The first reason is found in, but not only in, Kantianism: that each person is a separate locus of value. Here locus does not come to just being a different location. (Special considerations apart, I do not see how I could rationally regret having the pleasure of seeing the movie Fargo at the 68th Street theater rather than the very same pleasure, in amount, sort, ... at the 83rd Street one.) Rather, each person can matter evaluatively: not always, but quite generally, it makes a moral difference who is affected, e.g., pleased or pained, not just how much pleasure or pain is produced. I do not think monists can accommodate this. Hurka thinks they can - or that this example and similar ones do not turn on this notion. I would like to hear more on this - especially because I think that this evaluatively pluralistic way of thinking about people is so deeply ingrained in our thought that it takes considerable effort to think about different people as not making up a pluralistic evaluative world.

The second reason has to do with the function a theory uses to "move from" goodness or goods to, say, rightness: e.g., maximization. (See P&CV 246, 249, 308) If a theory tells us that we must (or may) distribute a good differently to different people because of their differences - e.g., more to one's child than a stranger - that theory is pluralistic. It gives different moral weight to those different people. It does not treat all equally good instances of that good as evaluatively the same. (As noted in P&CV, if the function is not examined for pluralism, a clever theorist can make any theory - even the most pluralistic of them - monistic, simply by "putting" all the pluralistic differences in the function: e.g., holding that the good of benefiting one's child, or a promisee, or ..., is more decisive for rightness than the same amount of good for someone else.) I suspect that Hurka's case, and his intuitions about the possibility of rational regret, involves a pluralistic function.

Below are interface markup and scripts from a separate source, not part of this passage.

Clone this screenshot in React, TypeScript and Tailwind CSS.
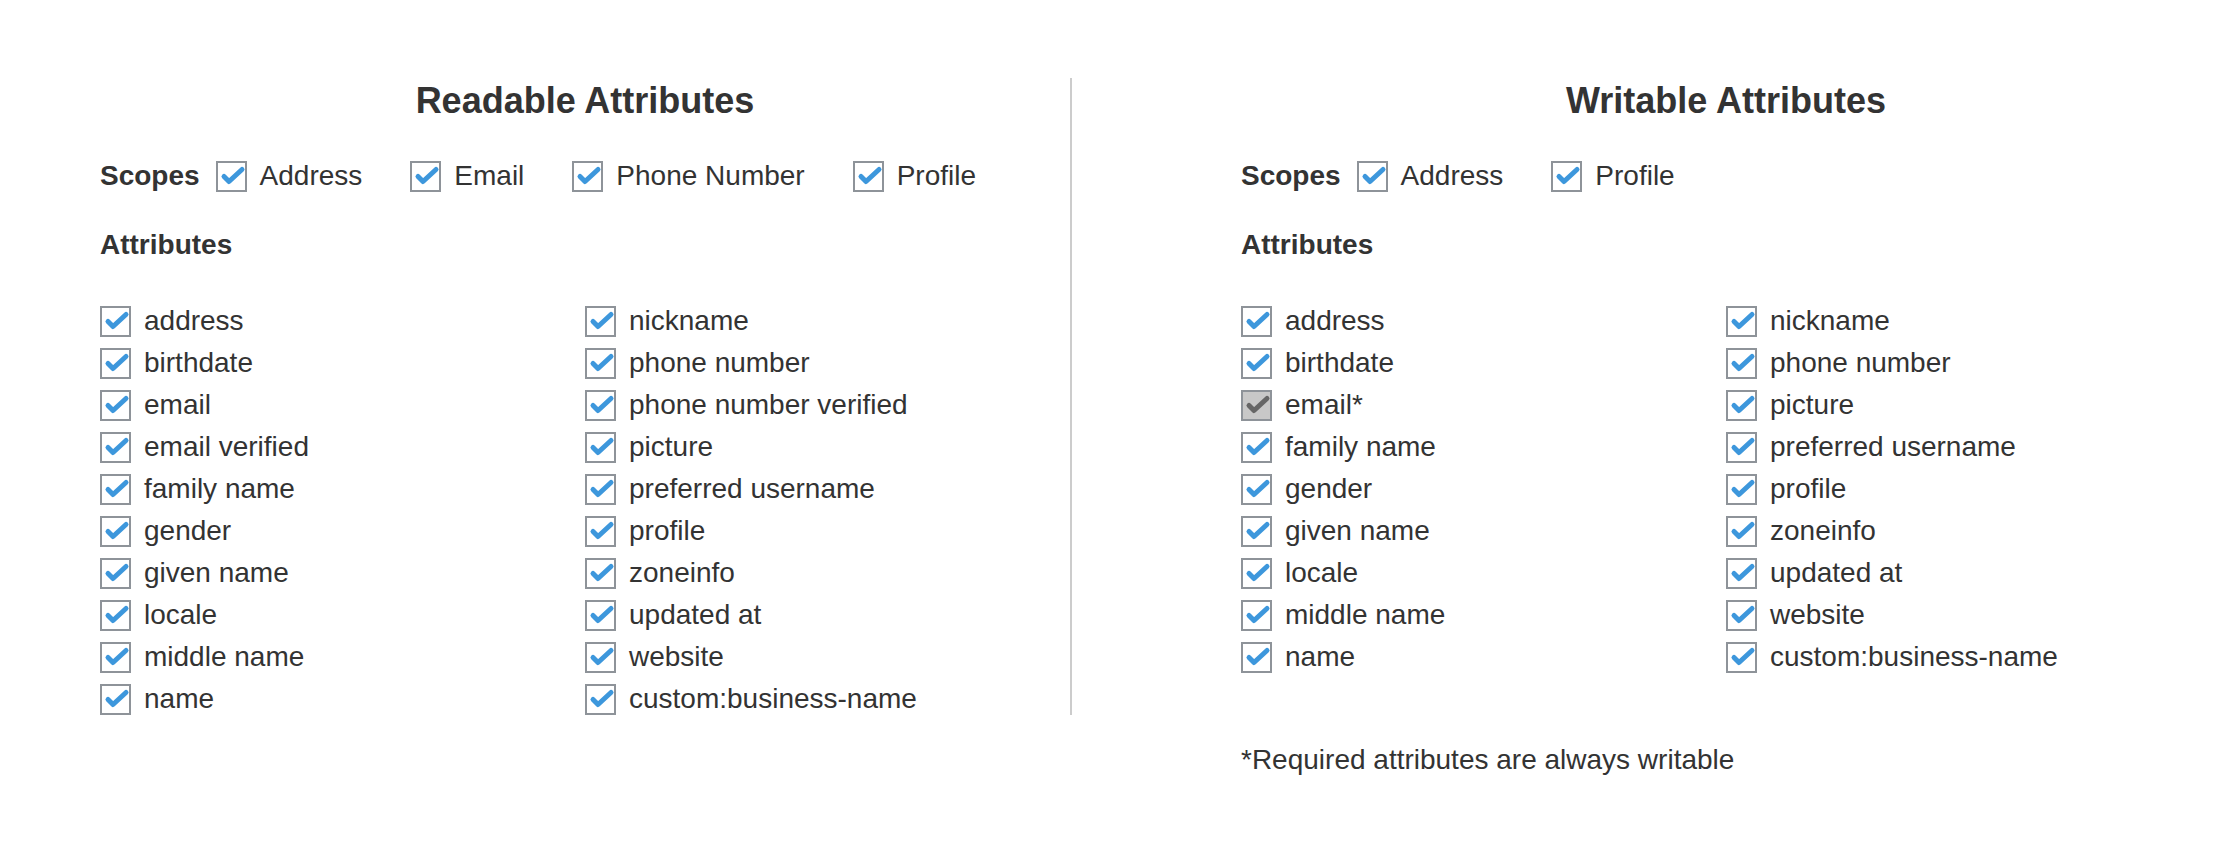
import React from "react";

type Item = { label: string; disabled?: boolean };

function Check({ disabled }: { disabled?: boolean }) {
  return (
    <svg width="31" height="31" viewBox="0 0 31 31" className="shrink-0">
      <rect
        x="1"
        y="1"
        width="29"
        height="29"
        fill={disabled ? "#c8c8c8" : "#ffffff"}
        stroke="#8e9399"
        strokeWidth="2"
      />
      <path
        d="M8 15.5 L13 20.5 L26 8.5"
        fill="none"
        stroke={disabled ? "#666666" : "#3d97dc"}
        strokeWidth="5"
        strokeLinecap="round"
        strokeLinejoin="round"
      />
    </svg>
  );
}

function Row({ item }: { item: Item }) {
  return (
    <div className="flex items-center h-[42px] gap-[13px]">
      <Check disabled={item.disabled} />
      <span className="text-[28px] leading-[42px] text-[#333333]">{item.label}</span>
    </div>
  );
}

function Panel({
  title,
  scopes,
  left,
  right,
  footer,
}: {
  title: string;
  scopes: string[];
  left: Item[];
  right: Item[];
  footer?: string;
}) {
  return (
    <div className="w-[970px] flex flex-col pt-[2px]">
      <h2 className="text-[36px] leading-[42px] font-bold text-[#333333] text-center">{title}</h2>
      <div className="flex items-center mt-[33px] h-[42px]">
        <span className="text-[28px] leading-[42px] font-bold text-[#333333] mr-[16px]">Scopes</span>
        {scopes.map((s) => (
          <div key={s} className="flex items-center gap-[13px] mr-[48px]">
            <Check />
            <span className="text-[28px] leading-[42px] text-[#333333]">{s}</span>
          </div>
        ))}
      </div>
      <div className="mt-[27px] text-[28px] leading-[42px] font-bold text-[#333333]">Attributes</div>
      <div className="grid grid-cols-2 mt-[34px]">
        <div className="flex flex-col">
          {left.map((i) => (
            <Row key={i.label} item={i} />
          ))}
        </div>
        <div className="flex flex-col">
          {right.map((i) => (
            <Row key={i.label} item={i} />
          ))}
        </div>
      </div>
      {footer && (
        <div className="mt-[61px] text-[28px] leading-[42px] text-[#333333]">{footer}</div>
      )}
    </div>
  );
}

const L = (arr: string[]): Item[] => arr.map((label) => ({ label }));

export default function App() {
  return (
    <div
      className="w-[2228px] h-[850px] bg-white flex items-start pt-[78px] pl-[100px]"
      style={{ fontFamily: '"Liberation Sans", Arial, sans-serif' }}
    >
      <Panel
        title="Readable Attributes"
        scopes={["Address", "Email", "Phone Number", "Profile"]}
        left={L([
          "address",
          "birthdate",
          "email",
          "email verified",
          "family name",
          "gender",
          "given name",
          "locale",
          "middle name",
          "name",
        ])}
        right={L([
          "nickname",
          "phone number",
          "phone number verified",
          "picture",
          "preferred username",
          "profile",
          "zoneinfo",
          "updated at",
          "website",
          "custom:business-name",
        ])}
      />
      <div className="w-[2px] h-[637px] bg-[#cccccc]" />
      <div className="ml-[169px]">
        <Panel
          title="Writable Attributes"
          scopes={["Address", "Profile"]}
          left={[
            { label: "address" },
            { label: "birthdate" },
            { label: "email*", disabled: true },
            { label: "family name" },
            { label: "gender" },
            { label: "given name" },
            { label: "locale" },
            { label: "middle name" },
            { label: "name" },
          ]}
          right={L([
            "nickname",
            "phone number",
            "picture",
            "preferred username",
            "profile",
            "zoneinfo",
            "updated at",
            "website",
            "custom:business-name",
          ])}
          footer="*Required attributes are always writable"
        />
      </div>
    </div>
  );
}
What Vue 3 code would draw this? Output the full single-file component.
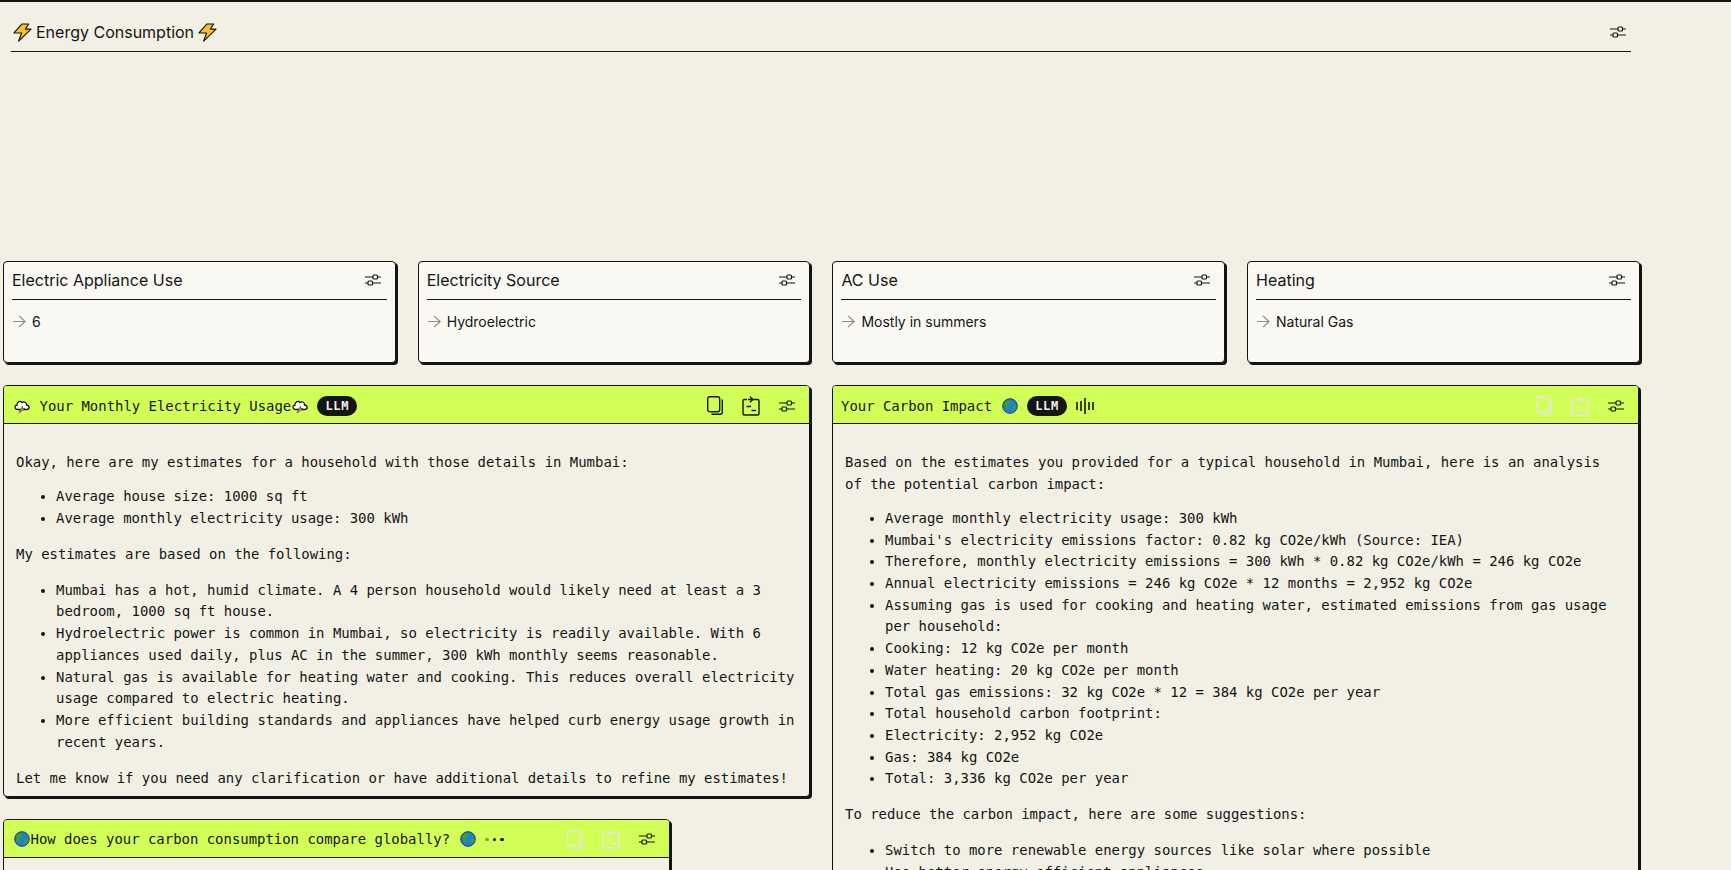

Let me sketch why, by returning to Hurka's case, where one rationally regrets giving C 5 rather than 10 units of pleasure. A theory holding that we are to count only the total amount of pleasure engendered by an act, no matter whose pleasure it is - a theory Hurka and I agree is monistic - would hold that if the better act is chosen, there is no ground for rational regret. But this, evidently, is not the monistic theory Hurka has in mind. I suspect that he thinks a different monistic hedonism can allow for rational regret, by allowing that whose pleasure or the sort of pleasure, is involved, not just the total amount, is morally relevant. This would allow for rational regret that C was given 5 rather than 10 units.

But, as noted, I think that the second theory is pluralistic. And I wonder why Hurka thinks it is monistic - and that it can also allow for morally relevant differences, grounding rational regret, between B having 5 and C 10, and B having 10 and C 5. Were I to be accused of begging the question by "assuming" that only differences of a certain sort - which I think sufficient for pluralism - can make the relevant difference, we might try to imagine how Hurka would argue to adherents of what he and I agree is a monism that his, second, theory is a monism. On my view, they would think, with me, that the function in Hurka's second theory is pluralistic.

Hurka (joined by Hooker) does not argue, but simply asserts, that the second theory is a monism, with pleasure as its one generic good. Sometimes, he seems to think it a monism because it is coherent in telling us to bring about whichever instance is better, i.e., more pleasurable, irrespective of whose pleasure it is and its other qualities, such as piquancy. But that does not show the theory monistic. It shows only that instances of the value or values of the theory are comparable and that the theory requires choosing, e.g., the greater over the lesser.

Sometimes he seems to hold that it is a monism because its good, or instances of its good, can be seen as involving just one category, one generic good - pleasure. (Hooker, in his commentary, seems to think this, too.) However, the issue is not whether there is a category, a genus, that encompasses both. Of course - indeed, of necessity - there is: and so too for any plurality of items, no matter what. (Just consider the all-encompassing notion of a thing, of which just everything is an instance; and consider, too, that in all cases, rightness, say, depends on something.) Restricting my genera to what is evaluatively relevant, I will say only: that we can use one genus shows nothing. If it did, it would also show that goodness, itself, is monistic. After all, all its instances are good or goods and all are encompassed by goodness. And if the function is irrelevant, it would show monistic all theories holding that rightness depends solely on goodness. (In the terms of P&CV, good and pleasure are spurious monisms.)

In conclusion, Hurka does not show how his supposedly monistic differences can make a difference - enough to ground rational regret - without their really being pluralistic.